When OPP applied to keep the money, it failed to inform the court that it gave away some of the cash to Canada Revenue. Brown scolded the police for acting without clear legal authority.
“Would Mr. Petran, as taxpayer, have enjoyed a basis to resist payment of a demand from the Canada Revenue Agency?” Brown asked. “One cannot tell because the materials are silent on the point. For one government agency to distribute to another property it did not own, without notice to the purported owner of the property or without the sanction of a court order, may strike those agencies as an efficient, uncluttered way in which to collect tax. But the Attorney General of Ontario should understand that such conduct, absent adequate explanatory evidence, will raise questions in the mind of a court about the propriety and legality of such conduct.”
Despite not buying Petran’s story, Brown found he had no choice but to dismiss the confiscation request with prejudice and order the reasons for this denial to be delivered to Petran.
The decision is available in a 40k PDF file at the source link below.
Source:
Attorney General of Ontario v. CDN. $46,078.46 (Superior Court of Justice, Ontario, Canada, 7/5/2010)
[Courtesy:thenewspaper.com]

This is Canadian currency.
http://tinyurl.com/377qeys
Regardless, mark it down as just another government system failure. No civil servants will be fired.
First off Gardiner is right the photo is US currency. I would send you a photo of CDN money,but I don’t have any.
You see the Canada Revenue Agency ,or the CRA, if you will, took all mine. The CRA has no bounderies,if they suspect you have 12 cents of thier money,they will harass you from the planet. They don’t care who, or what, made the error. Even if it was thier mistake,they won’t own up to it. As Gardiner pointed out accounability doesn’t exsist.
Enough of that. I feel my blood preasure rising just seeing the letters…. CRA.
End of rant.
Okay, The dude made two mistakes. Driving around with that much cash in you car,is asking for trouble.

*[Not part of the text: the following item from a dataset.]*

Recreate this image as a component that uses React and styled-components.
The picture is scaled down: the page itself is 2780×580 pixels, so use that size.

Mistake number two..nobody drives slow on the 401. Doing less than 100 klms{62mph} will get you killed. I driven that stretch a lot, I hold it at 125-130 Klms {80} mph. Driving slow? No wonder the OPP pulled him over.
BTW.. I don’t buy his story either.
FWIW – Canadian currency looks just like Monopoly money except instead of a dead guy’s picture we’ve put a picture of a big barrel of oil on the front.

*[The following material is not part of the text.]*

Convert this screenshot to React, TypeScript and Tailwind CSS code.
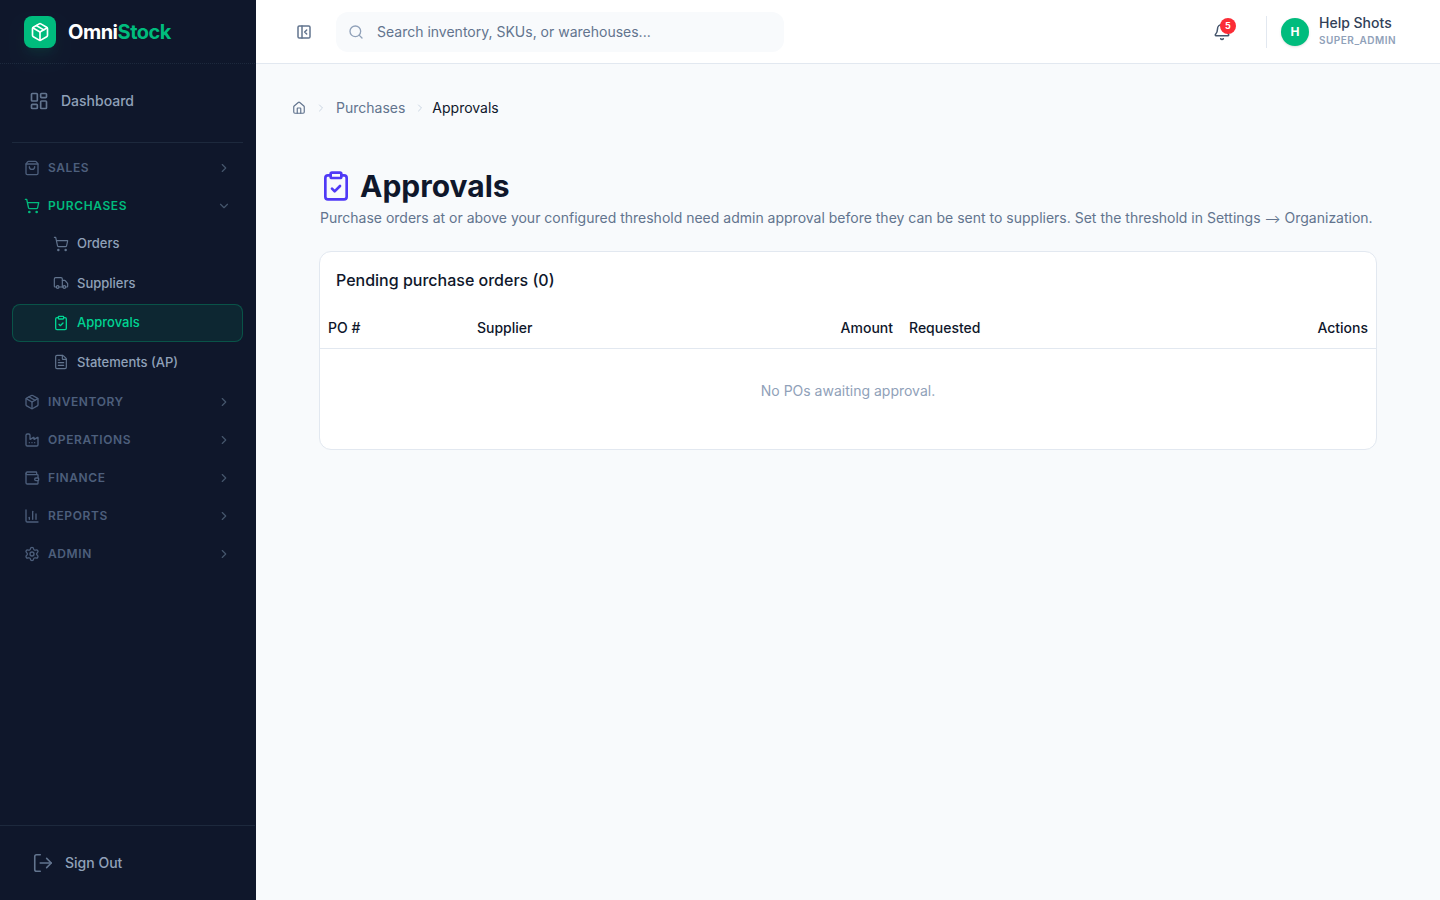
import React from 'react';
import {
  Bell, BarChart3, ChevronDown, ChevronRight, ClipboardCheck, Factory, FileText, Home, LayoutDashboard,
  LogOut, Package, PanelLeftClose, Search, Settings, ShoppingBag, ShoppingCart, Truck, Wallet,
} from 'lucide-react';

const Group = ({ icon: Icon, label, open = false }: { icon: React.ElementType; label: string; open?: boolean }) => (
  <div className="h-[38px] pl-[24px] pr-[24px] flex items-center">
    <Icon className={`w-4 h-4 mr-2 ${open ? 'text-[#00bc7d]' : 'text-[#4d5f7c]'}`} strokeWidth={2} />
    <span className={`flex-1 text-xs font-semibold uppercase tracking-[0.05em] ${open ? 'text-[#00bc7d]' : 'text-[#4d5f7c]'}`}>{label}</span>
    {open
      ? <ChevronDown className="w-3.5 h-3.5 text-[#45556c]" />
      : <ChevronRight className="w-3.5 h-3.5 text-[#45556c]" />}
  </div>
);

const SubItem = ({ icon: Icon, label, active = false }: { icon: React.ElementType; label: string; active?: boolean }) => (
  <div className={`mx-3 h-[37.5px] pl-[40px] flex items-center gap-2 rounded-lg border text-[13px] font-medium ${active ? 'bg-[#00bc7d]/10 border-[#00bc7d]/30 text-[#00d492]' : 'border-transparent text-[#90a1b9]'}`}>
    <Icon className={`w-4 h-4 ${active ? 'text-[#00d492]' : 'text-[#62748e]'}`} strokeWidth={active ? 2 : 1.75} />
    <span>{label}</span>
  </div>
);

const Sidebar = () => (
  <aside className="w-64 h-screen shrink-0 bg-[#0f172b] border-r border-[#0f172b] flex flex-col">
    <div className="h-16 px-6 pt-[1px] flex items-center gap-3 border-b border-dotted border-[#1d293d]">
      <div className="w-8 h-8 rounded-lg bg-[#00bc7d] flex items-center justify-center shadow-lg shadow-[#00bc7d]/10">
        <Package className="w-5 h-5 text-white" strokeWidth={2} />
      </div>
      <div className="text-xl font-bold tracking-tight text-white leading-none">
        Omni<span className="text-[#00bc7d]">Stock</span>
      </div>
    </div>
    <div className="mx-3 mt-[14px] h-[65px] border-b border-[#1d293d] pb-[18px] pl-[17px] flex items-center gap-3 text-sm font-medium text-[#90a1b9]">
      <LayoutDashboard className="w-5 h-5 text-[#62748e]" strokeWidth={2} />
      <span>Dashboard</span>
    </div>
    <nav className="flex-1 pt-[6px]">
      <Group icon={ShoppingBag} label="Sales" />
      <Group icon={ShoppingCart} label="Purchases" open />
      <div className="flex flex-col gap-[2px] mb-[2px]">
        <SubItem icon={ShoppingCart} label="Orders" />
        <SubItem icon={Truck} label="Suppliers" />
        <SubItem icon={ClipboardCheck} label="Approvals" active />
        <SubItem icon={FileText} label="Statements (AP)" />
      </div>
      <Group icon={Package} label="Inventory" />
      <Group icon={Factory} label="Operations" />
      <Group icon={Wallet} label="Finance" />
      <Group icon={BarChart3} label="Reports" />
      <Group icon={Settings} label="Admin" />
    </nav>
    <div className="h-[75px] border-t border-[#1d293d] pl-[32px] flex items-center gap-[11px] text-sm font-medium text-[#90a1b9]">
      <LogOut className="w-[22px] h-[22px] text-[#62748e]" strokeWidth={1.75} />
      <span>Sign Out</span>
    </div>
  </aside>
);

const Header = () => (
  <header className="h-16 shrink-0 bg-white border-b border-[#e2e8f0] pl-10 pr-11 flex items-center">
    <PanelLeftClose className="w-4 h-4 text-[#62748e]" strokeWidth={2.25} />
    <div className="ml-6 w-[448px] h-10 rounded-xl bg-[#f8fafc] flex items-center pl-3 gap-[13px]">
      <Search className="w-4 h-4 text-[#90a1b9]" />
      <span className="text-sm text-[#62748e]">Search inventory, SKUs, or warehouses...</span>
    </div>
    <div className="ml-auto flex items-center">
      <div className="relative mr-[35px]">
        <Bell className="w-[18px] h-[18px] text-[#45556c]" />
        <span className="absolute -top-[5px] -right-[5px] w-4 h-4 rounded-full bg-[#fb2c36] text-white text-[9px] font-bold flex items-center justify-center">5</span>
      </div>
      <div className="h-8 border-l border-[#e2e8f0] mr-[14px]" />
      <div className="w-7 h-7 rounded-full bg-[#00bc7d] text-white text-xs font-bold flex items-center justify-center shadow-sm mr-[10px]">H</div>
      <div className="w-[77px] -mt-[3px]">
        <div className="text-sm font-medium text-[#314158] leading-[18px]">Help Shots</div>
        <div className="text-[10px] font-semibold text-[#90a1b9] tracking-[0.05em] leading-[14px] whitespace-nowrap mt-[1px]">SUPER_ADMIN</div>
      </div>
    </div>
  </header>
);

export default function App() {
  return (
    <div className="h-screen flex bg-[#f8fafc] overflow-hidden font-['Inter',sans-serif]">
      <Sidebar />
      <main className="flex-1 flex flex-col">
        <Header />
        <div className="flex-1 pt-[34px] pl-9 pr-[63px]">
          <div className="h-5 flex items-center text-sm">
            <Home className="w-3.5 h-3.5 text-[#62748e]" />
            <ChevronRight className="w-3 h-3 ml-[9px] text-[#cad5e2]" />
            <span className="ml-[9px] text-[#62748e]">Purchases</span>
            <ChevronRight className="w-3 h-3 ml-[9px] text-[#cad5e2]" />
            <span className="ml-[6px] text-[#0f172b]">Approvals</span>
          </div>
          <div className="pl-[27px] mt-[50px]">
            <div className="flex items-center gap-[8px] h-9 pl-[1px]">
              <ClipboardCheck className="w-8 h-8 text-[#4f39f6]" />
              <h1 className="text-3xl font-bold text-[#0f172b]">Approvals</h1>
            </div>
            <p className="mt-[4px] pl-[1px] text-sm text-[#62748e] whitespace-nowrap">
              Purchase orders at or above your configured threshold need admin approval before they can be sent to suppliers. Set the threshold in Settings <span className="text-[12px]">⟶</span> Organization.
            </p>
            <section className="mt-[23px] h-[199px] bg-white rounded-xl border border-[#e2e8f0]">
              <h2 className="pt-[16px] pl-4 text-base font-medium text-[#0f172b] leading-6">Pending purchase orders (0)</h2>
              <div className="mt-4 h-[41px] px-2 flex items-center border-b border-[#e2e8f0] text-sm font-medium text-[#0f172b]">
                <span className="w-[149px]">PO #</span>
                <span className="w-[356px]">Supplier</span>
                <span className="w-[60px] text-right">Amount</span>
                <span className="ml-4 flex-1">Requested</span>
                <span>Actions</span>
              </div>
              <div className="h-[84px] flex items-center justify-center text-sm text-[#90a1b9]">No POs awaiting approval.</div>
            </section>
          </div>
        </div>
      </main>
    </div>
  );
}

Note: Except in Quebec where it’s a picture of a stripper.
Actually, it’s the Canadian politicians and the Parlimentary dictatorship system that takes all your money by implementying tax hikes without debate.
Revenue Canada is merely the collection plate.

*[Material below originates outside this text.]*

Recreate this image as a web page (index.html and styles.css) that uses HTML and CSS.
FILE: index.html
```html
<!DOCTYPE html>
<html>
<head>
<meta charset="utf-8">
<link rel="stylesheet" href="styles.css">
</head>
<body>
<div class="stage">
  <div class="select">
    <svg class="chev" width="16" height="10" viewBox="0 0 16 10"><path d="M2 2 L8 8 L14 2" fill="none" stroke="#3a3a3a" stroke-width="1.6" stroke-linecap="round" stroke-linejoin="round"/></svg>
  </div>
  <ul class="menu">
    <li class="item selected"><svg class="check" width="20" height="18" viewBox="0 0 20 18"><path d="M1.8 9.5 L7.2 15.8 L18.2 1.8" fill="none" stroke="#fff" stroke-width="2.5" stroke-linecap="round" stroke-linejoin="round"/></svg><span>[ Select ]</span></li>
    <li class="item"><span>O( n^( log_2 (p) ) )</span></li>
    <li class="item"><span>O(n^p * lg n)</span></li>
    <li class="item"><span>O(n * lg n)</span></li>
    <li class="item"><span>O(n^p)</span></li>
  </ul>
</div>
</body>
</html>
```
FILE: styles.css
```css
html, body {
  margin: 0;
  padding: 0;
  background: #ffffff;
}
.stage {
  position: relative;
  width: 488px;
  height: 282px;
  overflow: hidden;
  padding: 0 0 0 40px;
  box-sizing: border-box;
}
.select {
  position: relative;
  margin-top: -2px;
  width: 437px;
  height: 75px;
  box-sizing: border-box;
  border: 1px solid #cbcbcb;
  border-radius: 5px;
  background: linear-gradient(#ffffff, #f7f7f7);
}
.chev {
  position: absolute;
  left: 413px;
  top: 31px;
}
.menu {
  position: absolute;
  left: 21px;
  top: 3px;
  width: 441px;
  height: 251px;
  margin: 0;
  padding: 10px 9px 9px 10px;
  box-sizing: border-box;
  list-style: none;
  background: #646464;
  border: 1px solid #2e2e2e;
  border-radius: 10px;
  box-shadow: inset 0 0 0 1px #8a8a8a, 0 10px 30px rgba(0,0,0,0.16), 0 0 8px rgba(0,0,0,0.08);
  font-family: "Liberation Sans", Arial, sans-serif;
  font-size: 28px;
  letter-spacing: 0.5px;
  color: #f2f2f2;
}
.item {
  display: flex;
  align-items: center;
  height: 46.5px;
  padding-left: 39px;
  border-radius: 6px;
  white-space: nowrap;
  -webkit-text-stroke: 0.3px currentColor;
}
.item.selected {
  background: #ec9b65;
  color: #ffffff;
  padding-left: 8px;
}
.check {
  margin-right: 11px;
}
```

Regardless, this instance was mroe the OPP’s doing than anyone else’s.
Gee, I though everything ran like a swiss watch up there in Canada. Who knew?
No, you’re confusing us with Switzerland.
Well, as Karl Marx predicted, Socialism evolves into Communism.
Well, you’ve certainly got my vote for non sequitur of the day.
We’re Communist now? Really? Wow, I didn’t notice. Does this mean I’m now entitled to the same share of GDP as Jim Balsille?
OK, let me just get this all out of the way:
“This would never have happened before muslim OBAMA made socialist healthcare! The US is being overrun by immigrants and BLOWBAMA is ILLEGAL too! Only a LIBTARD MOONBAT would support canadian cash seizure by the FEDS!!! Lefties are TAKING OUR RIGHTS and OBAMA hates America and loves terrorists and immigrants who will RUN THE DEATH PANELS!”
Now we can get back to the cars, right?
This is about the government arbitrarily confiscating large sums of cash from people for dubious reasons. There was no proof that it was ill-gotten, but they took the cash anyway because “it could have been”. So where’s the proof?
The fact that the CRA took their pound of flesh from these “confiscated” funds suggests this was nothing more than an arbitrary cash grab. The highway robbers now come with uniforms and state sanction.
And in a way, it proves a little theory I’ve always had. I’ve always thought that governments really doesn’t want citizens to conduct business with any type of currency that does NOT leave a “paper trail” for the authorities to follow. $70k CAD can be easily traced and kept accounted for when it’s in checks or on a debit card, but not when it’s in a bundle of loose bills.
+!
If it’s like the US, the confiscated property must prove that it wasn’t the product of illegal enterprise (the legal action is actually brought against the property). The person who thinks the property is his – the government knows better – can try to prove in court that the property wasn’t the result of illegal activities. Notice where the burden of proof shifts from the government proving that the property was illegally obtained to the non-accused proving that the property is legally his, bought with money that he earned honestly.